What will you change this week?
Today?
Is there somewhere you can buy loose vegetables and fruit. Ditch the plastic.
Pop into a second hand charity shop. There are always loads of mugs (including travel mugs).
Could you fill up a box of mugs and keep in the boot of your car? Next time on the road and desperate for a caffeine fix, there will be 10 mugs at the ready in my car. Enough to share, leave behind or break…
Every household makes a difference.
COMPOST (Again!).
The compost pile tells an interesting story.
The past two months it has been devouring all manner of waste.
Horse manure (thank you Rachel for letting me muck out your stables)
Eight garbage bags full of food waste - destined for land fill.
Cow manure.
Pig manure.
Cardboard.
Coffee cups.
I don’t have a gym membership. I turn the compost.
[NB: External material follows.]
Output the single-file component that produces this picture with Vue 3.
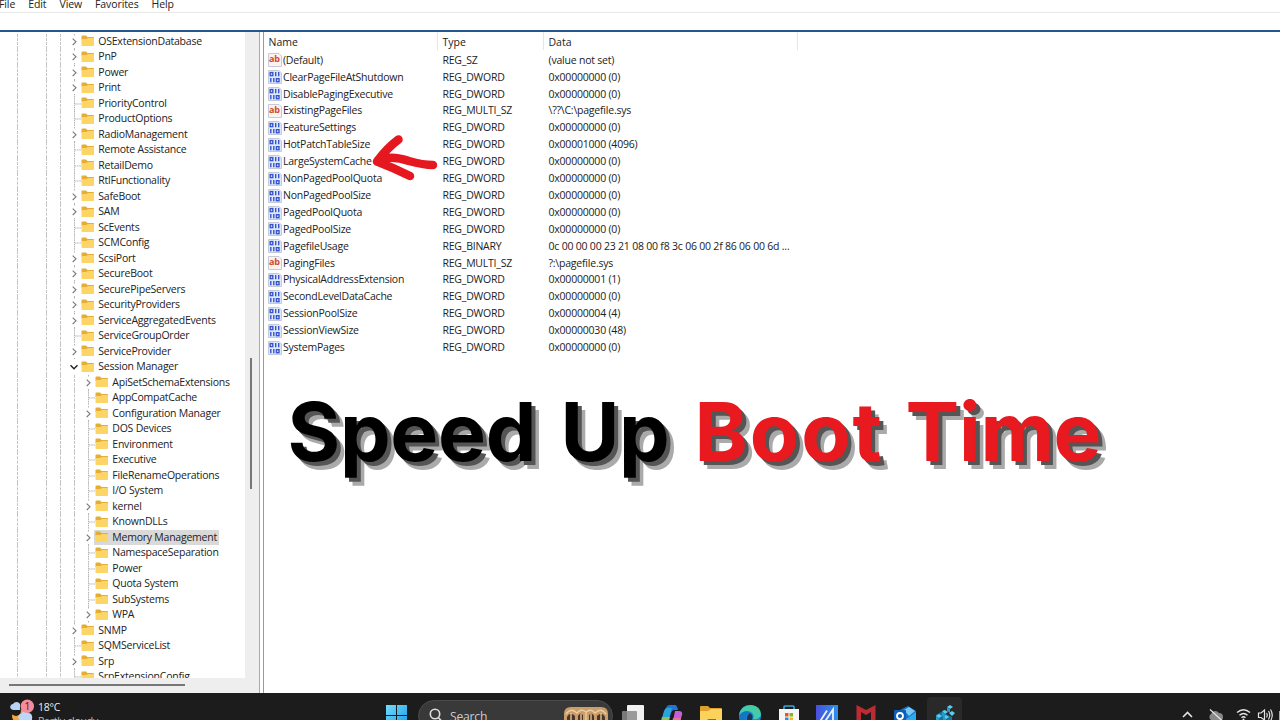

I’m fascinated by what and how stuff breaks down.
A couple of weeks in the compost pile and everything becomes unrecognisable. Nature doing her do.
While the cardboard cup you buy your coffee in breaks down, mostly the lid doesn’t.
That’s one thing that emerges in tact in the compost heap time and again.
Regardless of it possibly being able to be recycled.
Breaking waste down into something amazing. Compost. Which will in turn make the 20m journey to a vegetable garden, to grow food, to save buying from the supermarket.
See what’s happening there?
A nice roundy circle. A tiny model of the circular bio economy.
It might seem tiny - but lots of people minding their own circular bio economy adds up to a nation not needing to dump 20,000 tonnes of plastic into another nation’s back yard.
Is there room for you to start a small compost bin in your kitchen to transfer food waste into your very own compost heap.?
As tiny or as large as you want.
Occasionally a few surprises emerge.
A spoon or three. Gloves. Twine. I’m grateful for the supplies I’m given.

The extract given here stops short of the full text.